When Bridgette Ross made the decision to attend Wyotech in Laramie, Wyoming, to study auto collision refinishing, many people questioned whether it was the right choice. Ross wanted to take her love for cars and turn it into a career in an industry historically dominated by men.
“I’ve always been into cars ever since I was little,” she said. “I really love the Fast and Furious movies. I like custom things and designing things. That’s why I took custom fabrication and paint. I was challenged by a lot of people and nobody thought I was going to be able to do it. I have two small children that stayed here with their dad while I went to school. It was pretty challenging. Some days were really emotionally taxing. I didn’t get any assistance so I had to work two jobs to make my car payment and to be able to come home to see my kids. It was really rewarding but now I don’t know what to do with my free time.”
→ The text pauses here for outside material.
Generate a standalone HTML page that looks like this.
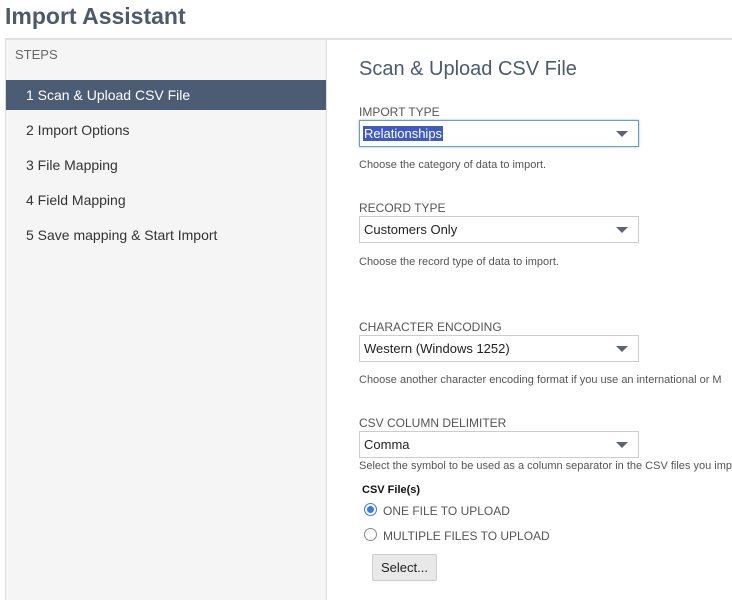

Ross made it through the program — which only had around 10 other women in it — and is now a collision and paint technician at CARSTAR, 402 N. Main St., Ottawa. She is the only female in the shop and said she really wasn’t hesitant about the job.
“This is my first job,” she said. “I’m pretty sassy. When I came in I started rearranging things and cleaning. I thought, ‘they will get to know me and learn to love me.’”
She knew she was accepted when the guys at the shop played a prank on her.
“They didn’t know what to think of me at first,” she said. “They positioned a piece of duct tape to make it look like a part I was working on was scratched and needed to be repainted. I was about to lose my mind and then I touched it and the tape came off. They said it was the reaction they expected.”
Just how rare is it for a woman to work in the auto repair industry? According to the U.S. Department of Labor statistics, of the 39 million women in the workforce, mechanical careers make up only one percent. That includes auto repair, HVAC and other mechanical jobs. In the automotive repair industry in the United States, women make up only 7 percent of the entire workforce according to Catalyst, a website that specialize in women in the workforce.
While automotive repair has always been a passion, Ross tried some other careers before starting the WyoTech program.
“I tried to go to school for nursing and that really didn’t work out,” she said. “I tried cosmetology school but I am not really girly. I did factory work but I was just miserable. I was looking up career ideas and I just thought this was what I really liked and should go to school for.”
In looking for a new career, she recalled meeting a representative from Wyotech while a student at Ottawa High School. She remembers that the representative was a woman and thought that was really cool. She was also a fan of legendary designer Chip Foose and said someday she would like to be in the design industry.
At CARSTAR, her duties include painting and collision but Ross is already looking ahead.
“I’m pre-enrolled in industrial design school at the University of Kansas so that’s my next step,” she said. “It touches on a little bit of everything. I will learn how to design furniture, cars, electronics. It’s a five-year program but it’s what I want to do. This is going to be my experience but ultimately I want to be an automotive designer like Chip Foose.”
Ross has two kids, an 8-year-old girl and a 4-year-old boy. She said they were the reason she decided to follow her new career path. She said her daughter understands how hard it was for her to get where she is and proud of her. She hopes that the chance she took and her hard work gives her something she can give back to her kids.
“I feel like going through that made me a better mom too because the happier I am, the better mom I will be,” she said.